Add _n_labels property to SpanCategorizer

Instead of using len(self.labels) in initialize() I am using a private property self._n_labels. This achieves implementation parity and allows me to delete the whole initialize() method for spancat_exclusive (since it's now the same with spancat).
2025-07-10 16:22:29 +03:00 · 2022-11-02 12:27:54 +08:00 · 2022-11-02 12:27:54 +08:00 · bdf2a1d1fe
commit bdf2a1d1fe
parent 023a1a6c04
2 changed files with 6 additions and 52 deletions
--- a/spacy/pipeline/spancat.py
+++ b/spacy/pipeline/spancat.py
@ -260,6 +260,11 @@ class SpanCategorizer(TrainablePipe):
        """
        return list(self.labels)
    @property
    def _n_labels(self) -> int:
        """RETURNS (int): Number of labels."""
        return len(self.labels)
    def predict(self, docs: Iterable[Doc]):
        """Apply the pipeline's model to a batch of docs, without modifying them.
@ -432,7 +437,7 @@ class SpanCategorizer(TrainablePipe):
        if subbatch:
            docs = [eg.x for eg in subbatch]
            spans = build_ngram_suggester(sizes=[1])(docs)
-            Y = self.model.ops.alloc2f(spans.dataXd.shape[0], len(self.labels))
+            Y = self.model.ops.alloc2f(spans.dataXd.shape[0], self._n_labels)
            self.model.initialize(X=(docs, spans), Y=Y)
        else:
            self.model.initialize()
--- a/spacy/pipeline/spancat_exclusive.py
+++ b/spacy/pipeline/spancat_exclusive.py
@ -378,57 +378,6 @@ class SpanCategorizerExclusive(TrainablePipe):
        loss = float((d_scores**2).sum())
        return loss, d_scores
    def initialize(
        self,
        get_examples: Callable[[], Iterable[Example]],
        *,
        nlp: Optional[Language] = None,
        labels: Optional[List[str]] = None,
    ) -> None:
        """Initialize the pipe for training, using a representative set
        of data examples.
        get_examples (Callable[[], Iterable[Example]]): Function that
            returns a representative sample of gold-standard Example objects.
        nlp (Optional[Language]): The current nlp object the component is part of.
        labels (Optional[List[str]]): The labels to add to the component, typically generated by the
            `init labels` command.
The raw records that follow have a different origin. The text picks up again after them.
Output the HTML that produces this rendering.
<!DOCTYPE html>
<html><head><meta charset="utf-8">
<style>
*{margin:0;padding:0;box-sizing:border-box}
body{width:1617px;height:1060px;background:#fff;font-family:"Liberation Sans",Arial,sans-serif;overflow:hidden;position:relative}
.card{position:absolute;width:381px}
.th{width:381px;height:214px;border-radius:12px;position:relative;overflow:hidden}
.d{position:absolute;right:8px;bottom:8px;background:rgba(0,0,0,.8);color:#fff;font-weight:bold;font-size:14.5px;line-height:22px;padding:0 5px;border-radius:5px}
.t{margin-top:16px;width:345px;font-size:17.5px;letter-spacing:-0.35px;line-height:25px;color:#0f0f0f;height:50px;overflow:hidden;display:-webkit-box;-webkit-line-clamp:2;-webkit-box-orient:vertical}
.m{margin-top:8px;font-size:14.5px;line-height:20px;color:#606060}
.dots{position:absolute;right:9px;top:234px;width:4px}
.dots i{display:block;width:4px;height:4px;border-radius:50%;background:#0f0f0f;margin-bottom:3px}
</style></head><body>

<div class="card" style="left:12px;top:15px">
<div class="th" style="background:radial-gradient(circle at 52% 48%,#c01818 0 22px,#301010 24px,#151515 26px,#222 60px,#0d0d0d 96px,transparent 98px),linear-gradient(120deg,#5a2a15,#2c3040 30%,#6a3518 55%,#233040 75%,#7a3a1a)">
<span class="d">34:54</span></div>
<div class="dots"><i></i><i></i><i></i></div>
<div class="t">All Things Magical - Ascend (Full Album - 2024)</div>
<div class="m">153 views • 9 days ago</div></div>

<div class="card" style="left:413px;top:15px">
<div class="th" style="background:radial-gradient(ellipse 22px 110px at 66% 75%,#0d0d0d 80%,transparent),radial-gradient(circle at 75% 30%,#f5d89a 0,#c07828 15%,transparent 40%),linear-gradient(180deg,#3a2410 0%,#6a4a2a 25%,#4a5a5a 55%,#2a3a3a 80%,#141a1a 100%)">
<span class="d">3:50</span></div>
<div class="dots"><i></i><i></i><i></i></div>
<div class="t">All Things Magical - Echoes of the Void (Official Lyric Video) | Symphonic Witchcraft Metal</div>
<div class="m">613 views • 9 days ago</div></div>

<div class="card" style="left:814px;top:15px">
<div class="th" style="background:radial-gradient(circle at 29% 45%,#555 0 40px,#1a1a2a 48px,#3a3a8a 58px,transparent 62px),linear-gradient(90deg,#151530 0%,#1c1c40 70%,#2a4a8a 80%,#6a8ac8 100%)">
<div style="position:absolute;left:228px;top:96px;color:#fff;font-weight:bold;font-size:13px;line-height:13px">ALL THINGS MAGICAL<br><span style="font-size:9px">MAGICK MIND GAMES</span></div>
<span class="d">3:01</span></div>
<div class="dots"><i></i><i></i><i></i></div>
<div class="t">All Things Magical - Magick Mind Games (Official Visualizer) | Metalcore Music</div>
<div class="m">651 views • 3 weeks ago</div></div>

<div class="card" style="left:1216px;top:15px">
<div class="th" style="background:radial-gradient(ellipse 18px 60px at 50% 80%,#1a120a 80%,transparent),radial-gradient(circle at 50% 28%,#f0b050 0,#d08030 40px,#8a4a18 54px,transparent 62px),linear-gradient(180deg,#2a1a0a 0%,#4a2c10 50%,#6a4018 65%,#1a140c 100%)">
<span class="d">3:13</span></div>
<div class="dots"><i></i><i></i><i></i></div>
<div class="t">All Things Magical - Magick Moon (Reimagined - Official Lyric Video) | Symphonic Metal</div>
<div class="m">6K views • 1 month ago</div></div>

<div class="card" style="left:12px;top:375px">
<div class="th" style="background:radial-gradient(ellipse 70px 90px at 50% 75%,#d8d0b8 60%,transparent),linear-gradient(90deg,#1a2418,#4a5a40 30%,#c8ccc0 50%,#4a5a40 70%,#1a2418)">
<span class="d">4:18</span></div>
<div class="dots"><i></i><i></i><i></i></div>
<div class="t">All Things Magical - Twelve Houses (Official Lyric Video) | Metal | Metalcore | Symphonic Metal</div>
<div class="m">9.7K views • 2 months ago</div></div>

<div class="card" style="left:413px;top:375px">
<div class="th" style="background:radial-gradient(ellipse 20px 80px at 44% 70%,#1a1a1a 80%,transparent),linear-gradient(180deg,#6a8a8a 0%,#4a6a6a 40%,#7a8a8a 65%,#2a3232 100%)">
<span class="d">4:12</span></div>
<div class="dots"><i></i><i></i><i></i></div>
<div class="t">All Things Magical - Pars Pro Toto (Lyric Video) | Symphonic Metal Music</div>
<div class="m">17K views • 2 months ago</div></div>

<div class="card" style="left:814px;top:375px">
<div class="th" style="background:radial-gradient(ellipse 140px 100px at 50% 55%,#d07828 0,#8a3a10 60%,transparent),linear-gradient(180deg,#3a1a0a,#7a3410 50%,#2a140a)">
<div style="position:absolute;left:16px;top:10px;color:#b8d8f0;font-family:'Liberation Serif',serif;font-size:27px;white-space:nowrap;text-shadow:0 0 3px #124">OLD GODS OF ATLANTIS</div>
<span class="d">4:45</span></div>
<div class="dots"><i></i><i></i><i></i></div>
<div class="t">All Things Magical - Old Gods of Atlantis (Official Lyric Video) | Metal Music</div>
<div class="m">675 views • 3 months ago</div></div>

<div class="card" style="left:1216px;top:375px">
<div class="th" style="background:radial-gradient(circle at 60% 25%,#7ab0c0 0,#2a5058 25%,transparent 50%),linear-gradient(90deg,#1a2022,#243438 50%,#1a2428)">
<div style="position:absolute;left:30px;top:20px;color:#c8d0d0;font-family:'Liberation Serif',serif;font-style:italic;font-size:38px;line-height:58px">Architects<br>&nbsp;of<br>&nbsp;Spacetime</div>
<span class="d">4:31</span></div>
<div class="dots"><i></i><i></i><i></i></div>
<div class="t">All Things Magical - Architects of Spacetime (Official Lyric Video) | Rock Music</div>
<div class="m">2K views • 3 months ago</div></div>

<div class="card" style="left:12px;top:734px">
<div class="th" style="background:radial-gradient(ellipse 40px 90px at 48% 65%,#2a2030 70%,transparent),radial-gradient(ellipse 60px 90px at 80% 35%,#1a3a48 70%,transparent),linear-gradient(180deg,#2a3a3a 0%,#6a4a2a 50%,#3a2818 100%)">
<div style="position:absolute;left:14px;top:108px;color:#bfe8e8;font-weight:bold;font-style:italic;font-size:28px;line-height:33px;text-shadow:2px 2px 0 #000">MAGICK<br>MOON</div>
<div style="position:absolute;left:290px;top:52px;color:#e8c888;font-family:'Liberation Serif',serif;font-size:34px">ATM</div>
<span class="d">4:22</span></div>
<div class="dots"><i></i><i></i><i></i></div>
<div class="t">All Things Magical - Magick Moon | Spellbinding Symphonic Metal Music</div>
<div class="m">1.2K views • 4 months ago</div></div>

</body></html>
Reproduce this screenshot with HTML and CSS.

If no labels are provided, the get_examples
            callback is used to extract the labels from the data.
        DOCS: https://spacy.io/api/spancategorizerexclusive#initialize
        """
        subbatch: List[Example] = []
        if labels is not None:
            for label in labels:
                self.add_label(label)
        for eg in get_examples():
            if labels is None:
                for span in eg.reference.spans.get(self.key, []):
                    self.add_label(span.label_)
            if len(subbatch) < 10:
                subbatch.append(eg)
        self._require_labels()
        if subbatch:
            docs = [eg.x for eg in subbatch]
            spans = build_ngram_suggester(sizes=[1])(docs)
            # + 1 for the "no-label" category
            Y = self.model.ops.alloc2f(spans.dataXd.shape[0], self._n_labels)
            self.model.initialize(X=(docs, spans), Y=Y)
        else:
            # FIXME: Ideally we want to raise an error to avoid implicitly
            # raising it when initializing without examples. For now, we'll just
            # copy over what `spancat` did.
            self.model.initialize()
    def _validate_categories(self, examples: Iterable[Example]):
        # TODO
        pass
    def _get_aligned_spans(self, eg: Example):
        return eg.get_aligned_spans_y2x(
            eg.reference.spans.get(self.key, []), allow_overlap=True
        )
    def _make_span_group(
        self,
        doc: Doc,